Aim - Pick out each line containing the string "React" and copy it.

Rows -
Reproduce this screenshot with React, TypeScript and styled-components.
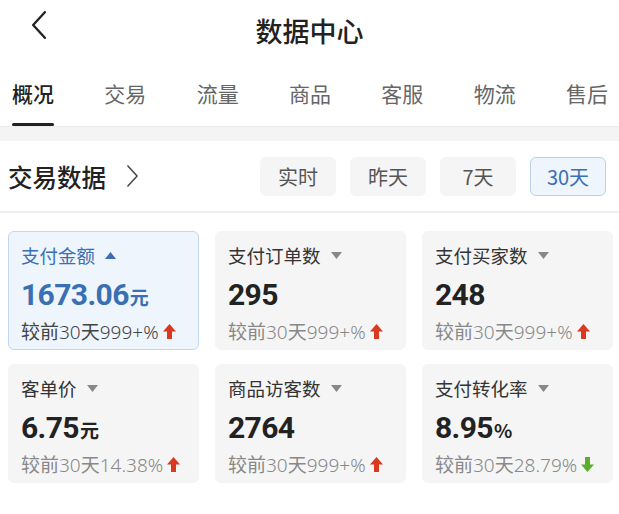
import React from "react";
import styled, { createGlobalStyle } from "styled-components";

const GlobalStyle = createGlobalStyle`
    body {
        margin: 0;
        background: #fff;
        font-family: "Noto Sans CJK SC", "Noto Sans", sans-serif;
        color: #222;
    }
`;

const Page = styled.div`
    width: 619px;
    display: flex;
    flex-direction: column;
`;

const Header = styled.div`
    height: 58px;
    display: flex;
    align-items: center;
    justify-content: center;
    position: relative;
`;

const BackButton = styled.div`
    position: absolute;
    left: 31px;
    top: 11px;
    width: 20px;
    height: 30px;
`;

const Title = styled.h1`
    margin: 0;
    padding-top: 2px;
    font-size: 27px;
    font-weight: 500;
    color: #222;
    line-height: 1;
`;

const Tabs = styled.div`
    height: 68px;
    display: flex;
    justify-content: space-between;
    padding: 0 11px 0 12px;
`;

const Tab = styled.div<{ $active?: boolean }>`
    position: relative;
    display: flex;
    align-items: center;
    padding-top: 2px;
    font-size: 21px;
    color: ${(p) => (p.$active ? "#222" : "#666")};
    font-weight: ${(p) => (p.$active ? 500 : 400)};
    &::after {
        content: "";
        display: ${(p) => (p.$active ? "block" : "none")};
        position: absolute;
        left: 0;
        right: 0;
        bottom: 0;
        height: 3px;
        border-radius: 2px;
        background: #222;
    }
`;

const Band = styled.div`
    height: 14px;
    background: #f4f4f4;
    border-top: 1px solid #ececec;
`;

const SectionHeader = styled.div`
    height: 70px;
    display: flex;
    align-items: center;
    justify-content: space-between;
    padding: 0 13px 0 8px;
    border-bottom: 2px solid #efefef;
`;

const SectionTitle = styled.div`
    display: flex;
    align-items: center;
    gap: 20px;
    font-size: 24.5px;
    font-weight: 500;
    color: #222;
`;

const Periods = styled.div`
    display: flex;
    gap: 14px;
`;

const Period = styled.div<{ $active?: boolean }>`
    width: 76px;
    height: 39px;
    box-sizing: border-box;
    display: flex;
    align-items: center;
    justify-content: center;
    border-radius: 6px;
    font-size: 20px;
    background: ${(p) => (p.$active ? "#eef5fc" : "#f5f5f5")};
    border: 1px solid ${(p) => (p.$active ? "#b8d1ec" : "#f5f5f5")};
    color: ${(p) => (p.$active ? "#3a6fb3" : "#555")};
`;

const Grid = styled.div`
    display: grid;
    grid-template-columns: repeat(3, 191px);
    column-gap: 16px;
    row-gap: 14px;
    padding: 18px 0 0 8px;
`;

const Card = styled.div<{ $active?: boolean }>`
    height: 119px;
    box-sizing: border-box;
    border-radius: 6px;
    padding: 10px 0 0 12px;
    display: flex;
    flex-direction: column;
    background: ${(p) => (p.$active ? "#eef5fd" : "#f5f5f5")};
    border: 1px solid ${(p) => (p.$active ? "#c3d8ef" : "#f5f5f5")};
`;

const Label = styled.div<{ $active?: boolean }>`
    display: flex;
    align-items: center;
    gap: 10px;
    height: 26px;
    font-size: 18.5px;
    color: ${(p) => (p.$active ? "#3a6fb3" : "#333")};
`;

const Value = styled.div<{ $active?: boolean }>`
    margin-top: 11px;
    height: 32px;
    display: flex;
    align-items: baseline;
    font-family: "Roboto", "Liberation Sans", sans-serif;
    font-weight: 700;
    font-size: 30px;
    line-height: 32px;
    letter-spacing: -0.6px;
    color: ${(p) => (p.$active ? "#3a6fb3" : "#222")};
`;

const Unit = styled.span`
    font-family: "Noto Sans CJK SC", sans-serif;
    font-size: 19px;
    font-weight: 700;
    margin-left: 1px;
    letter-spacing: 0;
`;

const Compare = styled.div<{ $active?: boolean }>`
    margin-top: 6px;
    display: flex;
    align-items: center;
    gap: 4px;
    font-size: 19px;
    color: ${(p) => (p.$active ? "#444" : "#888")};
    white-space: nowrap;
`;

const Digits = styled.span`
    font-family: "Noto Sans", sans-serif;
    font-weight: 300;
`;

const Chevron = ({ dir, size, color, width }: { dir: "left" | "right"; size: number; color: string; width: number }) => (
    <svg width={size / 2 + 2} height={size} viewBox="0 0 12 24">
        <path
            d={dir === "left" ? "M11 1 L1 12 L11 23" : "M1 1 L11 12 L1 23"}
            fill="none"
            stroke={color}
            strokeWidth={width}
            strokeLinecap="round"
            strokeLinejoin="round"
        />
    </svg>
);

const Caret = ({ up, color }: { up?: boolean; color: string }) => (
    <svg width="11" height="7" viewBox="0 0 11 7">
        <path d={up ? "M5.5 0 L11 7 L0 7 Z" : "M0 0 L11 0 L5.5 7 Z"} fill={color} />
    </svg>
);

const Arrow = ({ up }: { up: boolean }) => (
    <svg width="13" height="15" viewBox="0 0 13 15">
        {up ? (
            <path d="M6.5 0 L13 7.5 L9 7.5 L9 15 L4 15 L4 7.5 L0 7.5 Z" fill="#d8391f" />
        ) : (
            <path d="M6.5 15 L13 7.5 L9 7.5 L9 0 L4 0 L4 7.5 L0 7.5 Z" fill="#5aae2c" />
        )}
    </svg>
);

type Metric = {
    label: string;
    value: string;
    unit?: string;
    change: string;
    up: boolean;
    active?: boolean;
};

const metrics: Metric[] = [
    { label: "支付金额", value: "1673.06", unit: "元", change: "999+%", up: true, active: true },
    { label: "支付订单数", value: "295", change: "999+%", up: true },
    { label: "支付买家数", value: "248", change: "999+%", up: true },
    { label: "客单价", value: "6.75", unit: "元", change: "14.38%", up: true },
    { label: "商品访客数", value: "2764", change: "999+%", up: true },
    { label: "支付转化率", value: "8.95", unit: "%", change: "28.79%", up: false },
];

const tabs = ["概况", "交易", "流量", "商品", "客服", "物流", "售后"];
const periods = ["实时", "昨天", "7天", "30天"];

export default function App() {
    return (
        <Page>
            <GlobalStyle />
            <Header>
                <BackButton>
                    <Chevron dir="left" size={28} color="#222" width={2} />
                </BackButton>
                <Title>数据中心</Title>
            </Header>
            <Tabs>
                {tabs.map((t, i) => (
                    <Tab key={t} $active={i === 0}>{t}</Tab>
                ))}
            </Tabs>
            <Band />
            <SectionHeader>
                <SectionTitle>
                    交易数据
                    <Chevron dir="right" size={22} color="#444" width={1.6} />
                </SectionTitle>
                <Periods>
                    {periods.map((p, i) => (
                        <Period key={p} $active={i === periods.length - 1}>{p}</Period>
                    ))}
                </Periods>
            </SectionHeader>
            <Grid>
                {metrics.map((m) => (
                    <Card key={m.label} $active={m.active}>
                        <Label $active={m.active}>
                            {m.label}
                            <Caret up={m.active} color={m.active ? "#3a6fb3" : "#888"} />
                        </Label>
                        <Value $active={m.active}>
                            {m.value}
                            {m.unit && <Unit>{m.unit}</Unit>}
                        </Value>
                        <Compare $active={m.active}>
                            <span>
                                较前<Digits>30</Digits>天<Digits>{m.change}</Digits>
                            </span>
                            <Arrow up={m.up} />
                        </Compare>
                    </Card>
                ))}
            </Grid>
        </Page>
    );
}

...

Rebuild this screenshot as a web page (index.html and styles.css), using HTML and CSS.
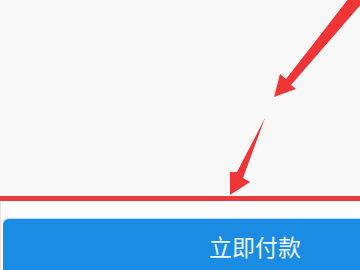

---

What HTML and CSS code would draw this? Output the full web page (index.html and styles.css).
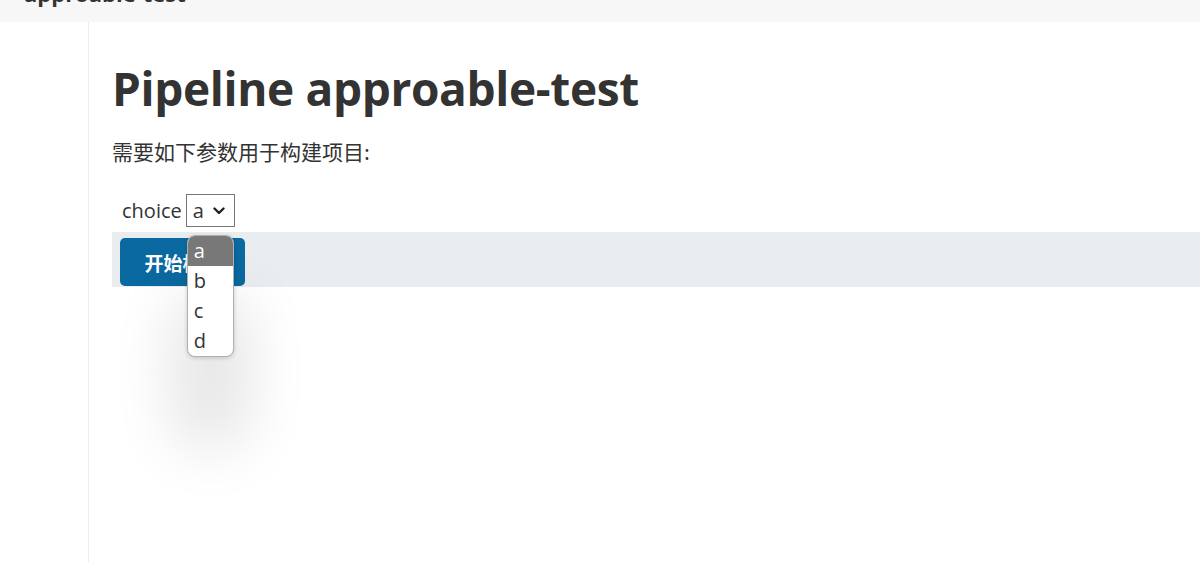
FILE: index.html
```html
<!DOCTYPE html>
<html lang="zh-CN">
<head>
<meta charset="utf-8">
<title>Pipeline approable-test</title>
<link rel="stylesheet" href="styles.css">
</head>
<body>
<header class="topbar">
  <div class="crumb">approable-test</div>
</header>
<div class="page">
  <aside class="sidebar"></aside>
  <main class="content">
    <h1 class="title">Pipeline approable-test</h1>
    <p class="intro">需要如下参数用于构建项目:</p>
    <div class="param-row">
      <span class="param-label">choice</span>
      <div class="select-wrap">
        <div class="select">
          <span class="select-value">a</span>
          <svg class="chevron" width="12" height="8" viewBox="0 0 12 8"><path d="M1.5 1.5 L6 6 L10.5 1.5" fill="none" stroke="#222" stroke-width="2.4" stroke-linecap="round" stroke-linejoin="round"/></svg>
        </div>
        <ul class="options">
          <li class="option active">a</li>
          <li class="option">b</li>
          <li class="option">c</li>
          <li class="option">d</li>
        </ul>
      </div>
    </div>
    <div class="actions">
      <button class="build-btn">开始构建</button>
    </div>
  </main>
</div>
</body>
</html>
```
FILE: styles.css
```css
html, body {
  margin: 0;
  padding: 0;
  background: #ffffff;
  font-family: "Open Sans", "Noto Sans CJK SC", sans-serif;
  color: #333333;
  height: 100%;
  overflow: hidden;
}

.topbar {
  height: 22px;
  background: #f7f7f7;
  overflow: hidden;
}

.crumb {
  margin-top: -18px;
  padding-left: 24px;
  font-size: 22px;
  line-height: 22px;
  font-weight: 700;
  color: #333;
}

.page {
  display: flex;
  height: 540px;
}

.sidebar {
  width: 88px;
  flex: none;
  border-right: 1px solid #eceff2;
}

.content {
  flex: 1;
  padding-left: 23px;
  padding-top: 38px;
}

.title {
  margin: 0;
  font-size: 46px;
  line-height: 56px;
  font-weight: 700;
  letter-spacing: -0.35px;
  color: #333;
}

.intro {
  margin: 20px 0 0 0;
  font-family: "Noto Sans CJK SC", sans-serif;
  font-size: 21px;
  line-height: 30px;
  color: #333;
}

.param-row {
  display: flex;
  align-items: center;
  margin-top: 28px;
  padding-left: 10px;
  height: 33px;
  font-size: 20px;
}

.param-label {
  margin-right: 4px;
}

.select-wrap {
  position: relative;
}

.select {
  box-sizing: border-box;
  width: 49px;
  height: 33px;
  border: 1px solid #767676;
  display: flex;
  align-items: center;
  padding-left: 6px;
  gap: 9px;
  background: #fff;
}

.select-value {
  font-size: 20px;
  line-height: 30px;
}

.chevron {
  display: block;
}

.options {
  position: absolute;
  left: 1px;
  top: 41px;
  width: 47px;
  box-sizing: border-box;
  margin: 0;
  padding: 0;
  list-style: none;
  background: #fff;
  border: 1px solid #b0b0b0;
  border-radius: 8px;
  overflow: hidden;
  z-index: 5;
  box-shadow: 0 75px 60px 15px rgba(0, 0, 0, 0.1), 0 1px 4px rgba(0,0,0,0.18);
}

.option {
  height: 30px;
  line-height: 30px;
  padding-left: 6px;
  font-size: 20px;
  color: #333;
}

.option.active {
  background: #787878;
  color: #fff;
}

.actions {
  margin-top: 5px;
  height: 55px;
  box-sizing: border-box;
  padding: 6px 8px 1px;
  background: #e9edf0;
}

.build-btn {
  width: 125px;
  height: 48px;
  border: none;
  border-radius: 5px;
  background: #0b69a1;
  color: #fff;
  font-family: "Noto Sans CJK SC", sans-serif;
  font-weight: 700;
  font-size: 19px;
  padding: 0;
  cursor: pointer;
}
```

Exercise result -
Reproduce this screenshot with React, TypeScript and styled-components.
import React from "react";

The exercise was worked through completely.